In China, Trump Continues War on Media by Bowing to Demand for No Questions From Reporters

Freedom of the press is a tenet of American democracy, but on his trip to China, President Donald Trump did not appear to care.

The White House admitted Thursday that the president acquiesced to China’s request to silence journalists during a joint-press conference with President Xi Jinping. During state visits, the Chinese government typically asks The White House not to allow the press to ask questions, but U.S. presidents insist upon it to demonstrate their commitment to American freedoms.

Trump, the leader of the free world, is the first president since George H.W. Bush to roll over to the Chinese request and not take questions from reporters during his state visit to China.

“The Chinese try this every time. It’s a test of will and principle. Letting them dictate press access is an embarrassing capitulation,” said former Obama press secretary Jay Carney.

The communist regime of China is known for its oppression of the press. Journalists are suppressed,  jailed, expelled, and tortured under Xi’s authoritarian rule. Freedom of expression in China is a privilege, not a right. Presidents Clinton, Bush and Obama made a point of standing for American principles by shining a light on the free press while visiting China. By agreeing to not take questions, Trump leaned into the suppression.

“It was at the Chinese insistence there were no questions today,” Sarah Huckabee Sanders, the White House press secretary, said. She did not comment upon why Trump did not push back.

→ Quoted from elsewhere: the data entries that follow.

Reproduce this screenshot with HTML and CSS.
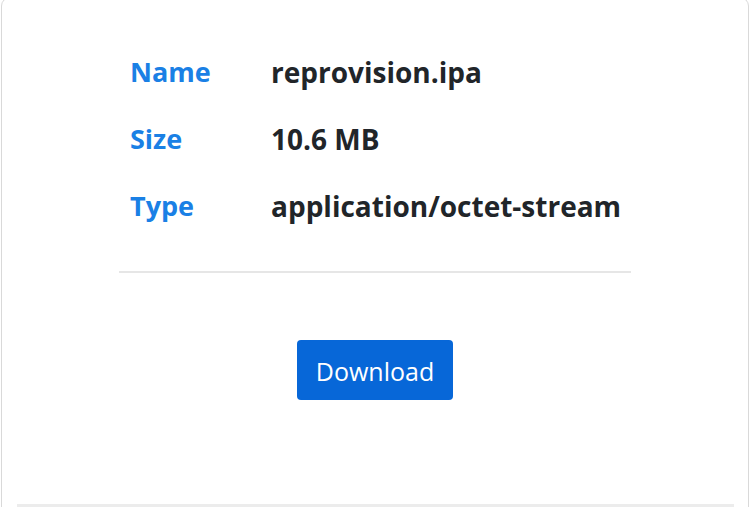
FILE: index.html
```html
<!DOCTYPE html>
<html>
<head>
<meta charset="utf-8">
<link rel="stylesheet" href="styles.css">
</head>
<body>
<div class="card">
  <div class="info">
    <div class="row"><div class="label">Name</div><div class="value">reprovision.ipa</div></div>
    <div class="row"><div class="label">Size</div><div class="value">10.6 MB</div></div>
    <div class="row"><div class="label">Type</div><div class="value">application/octet-stream</div></div>
  </div>
  <hr class="divider">
  <div class="actions">
    <button class="btn">Download</button>
  </div>
  <div class="footer"></div>
</div>
</body>
</html>
```
FILE: styles.css
```css
html, body {
  margin: 0;
  padding: 0;
  background: #ffffff;
  overflow: hidden;
}
body {
  font-family: "Open Sans", "Noto Sans", sans-serif;
  color: #212529;
}
.card {
  margin: -3px 0 0 1px;
  width: 748px;
  height: 560px;
  border: 1px solid #d9d9d9;
  border-radius: 9px;
  box-sizing: border-box;
  display: flex;
  flex-direction: column;
  align-items: center;
}
.info {
  width: 512px;
  padding-top: 56px;
  display: flex;
  flex-direction: column;
}
.row {
  display: flex;
  height: 67px;
  align-items: flex-start;
  line-height: 36px;
}
.label {
  width: 141px;
  padding-left: 11px;
  font-weight: 700;
  font-size: 27px;
  color: #1a80e5;
}
.value {
  font-weight: 700;
  font-size: 28px;
  color: #212529;
  white-space: nowrap;
}
.divider {
  width: 512px;
  margin: 16px 0 0;
  border: none;
  border-top: 2px solid #e6e6e6;
}
.actions {
  padding-top: 67px;
}
.btn {
  width: 156px;
  height: 60px;
  background: #0767d8;
  color: #ffffff;
  border: none;
  border-radius: 4px;
  font-family: "Open Sans", "Noto Sans", sans-serif;
  font-size: 25px;
  font-weight: 400;
  padding: 2px 0 0;
}
.footer {
  margin-top: 104px;
  width: 717px;
  border-top: 3px solid #ececec;
}
```
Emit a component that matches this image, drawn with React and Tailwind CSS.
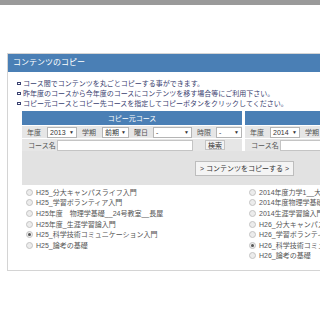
import React from 'react';

const FONT = "font-['Liberation_Sans','Noto_Sans_CJK_JP',sans-serif]";

const NOTES = [
  'コース間でコンテンツを丸ごとコピーする事ができます。',
  '昨年度のコースから今年度のコースにコンテンツを移す場合等にご利用下さい。',
  'コピー元コースとコピー先コースを指定してコピーボタンをクリックしてください。',
];

const FROM = [
  { label: 'H25_分大キャンパスライフ入門' },
  { label: 'H25_学習ボランティア入門' },
  { label: 'H25年度　物理学基礎__24号教室__長屋' },
  { label: 'H25年度_生涯学習論入門' },
  { label: 'H25_科学技術コミュニケーション入門', checked: true },
  { label: 'H25_論考の基礎' },
];

const TO = [
  { label: '2014年度力学1__大野' },
  { label: '2014年度物理学基礎' },
  { label: '2014生涯学習論入門' },
  { label: 'H26_分大キャンパスライフ入門' },
  { label: 'H26_学習ボランティア入門' },
  { label: 'H26_科学技術コミュニケーション入門', checked: true },
  { label: 'H26_論考の基礎' },
];

function Select({ value, width }) {
  return (
    <span
      className="flex items-center justify-between h-[11px] bg-white border border-[#b5b5b5] pl-[2px] pr-[2px] text-[#333]"
      style={{ width }}
    >
      <span>{value}</span>
      <span className="text-[5px]">▼</span>
    </span>
  );
}

function Radio({ checked }) {
  return (
    <span className="w-[7px] h-[7px] rounded-full border border-[#c4c4c4] bg-[#ececec] flex items-center justify-center shrink-0">
      {checked && <span className="w-[3px] h-[3px] rounded-full bg-[#555]" />}
    </span>
  );
}

function RadioList({ items }) {
  return (
    <div className="flex flex-col">
      {items.map((it) => (
        <div key={it.label} className="flex items-center h-[10.6px] gap-[3px] whitespace-nowrap">
          <Radio checked={it.checked} />
          <span className="text-[#555]">{it.label}</span>
        </div>
      ))}
    </div>
  );
}

function Filters({ year, title, showSearch }) {
  return (
    <div className="w-[220px] shrink-0 flex flex-col">
      <div className="h-[14px] bg-[#4a7fb5] text-white flex items-center justify-center">{title}</div>
      <div className="h-[13px] bg-[#e6e6e6] flex items-center text-[#555] border-t border-white">
        <span className="ml-[5px] w-[20px]">年度</span>
        <Select value={year} width="30px" />
        <span className="ml-[5px] w-[20px]">学期</span>
        <Select value="前期" width="27px" />
        <span className="ml-[5px] w-[19px]">曜日</span>
        <Select value="-" width="39px" />
        <span className="ml-[5px] w-[19px]">時限</span>
        <Select value="-" width="26px" />
      </div>
      <div className="h-[13px] bg-[#e6e6e6] flex items-center text-[#555] border-t border-white">
        <span className="ml-[6px] w-[29px]">コース名</span>
        <span className="w-[136px] h-[11px] bg-white border border-[#c4c4c4]" />
        {showSearch && (
          <span className="ml-[12px] h-[10px] px-[2px] flex items-center border border-[#c4c4c4] bg-[#f2f2f2] text-[#333]">
            検索
          </span>
        )}
      </div>
    </div>
  );
}

export default function App() {
  return (
    <div className={`w-[320px] h-[320px] overflow-hidden bg-white text-[7px] leading-none ${FONT}`}>
      <div className="h-[5px] bg-[#9a9a9a]" />
      <div className="h-[48px]" />
      <div className="ml-[7px] w-[340px] h-[218px] border border-[#d4d4d4] flex flex-col">
        <div className="h-[18px] bg-[#4a7fb5] text-white text-[8px] flex items-center pl-[5px]">
          コンテンツのコピー
        </div>
        <div className="pt-[6px] pl-[9px] flex flex-col">
          {NOTES.map((n) => (
            <div key={n} className="h-[10px] flex items-center gap-[2px] text-[#3a4170] whitespace-nowrap">
              <span className="w-[4px] h-[3px] border border-[#3a4170]" />
              <span>{n}</span>
            </div>
          ))}
        </div>
        <div className="mt-[3px] ml-[14px] flex flex-col">
          <div className="flex gap-[3px]">
            <Filters year="2013" title="コピー元コース" showSearch />
            <Filters year="2014" title="コピー先コース" />
          </div>
          <div className="h-[34px] bg-[#e2e2e2] flex items-center pl-[173px]">
            <span className="h-[15px] px-[4px] flex items-center border border-[#bdbdbd] bg-[#f4f4f4] text-[#333] whitespace-nowrap">
              &gt; コンテンツをコピーする &gt;
            </span>
          </div>
          <div className="mt-[2px] flex">
            <div className="w-[223px] shrink-0 pl-[4px]">
              <RadioList items={FROM} />
            </div>
            <div className="shrink-0 pl-[4px]">
              <RadioList items={TO} />
            </div>
          </div>
        </div>
      </div>
    </div>
  );
}
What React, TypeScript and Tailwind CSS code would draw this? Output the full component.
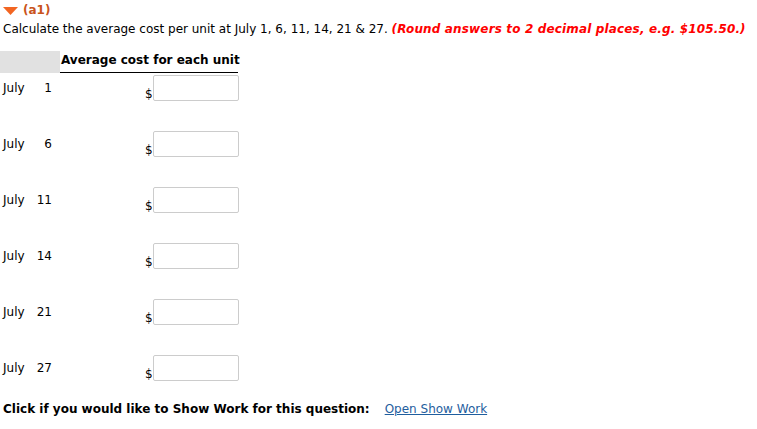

While President Obama did not participate in a question and answer session during his first trip to China in 2009, his team did not tell reporters that he was bending to Chinese insistence. 

Trump has a rough history with the free press. In October, he said, “It’s frankly disgusting the press is able to write whatever they want to write.” He also asked the Senate Intelligence Committee to investigate news networks that he thought were fake. He has floated the idea of ending White House press conferences on multiple occasions. And he has called reporters "enemies" of the people.

During campaign rallies Trump would single out members of the press by name and ask his supporters to jeer at them. Those reporters often felt unsafe and needed police escorts while covering the campaign.

Trump visited China as a party of his 11-day whirlwind  trip to Asia. He will arrive in Vietnam on Friday.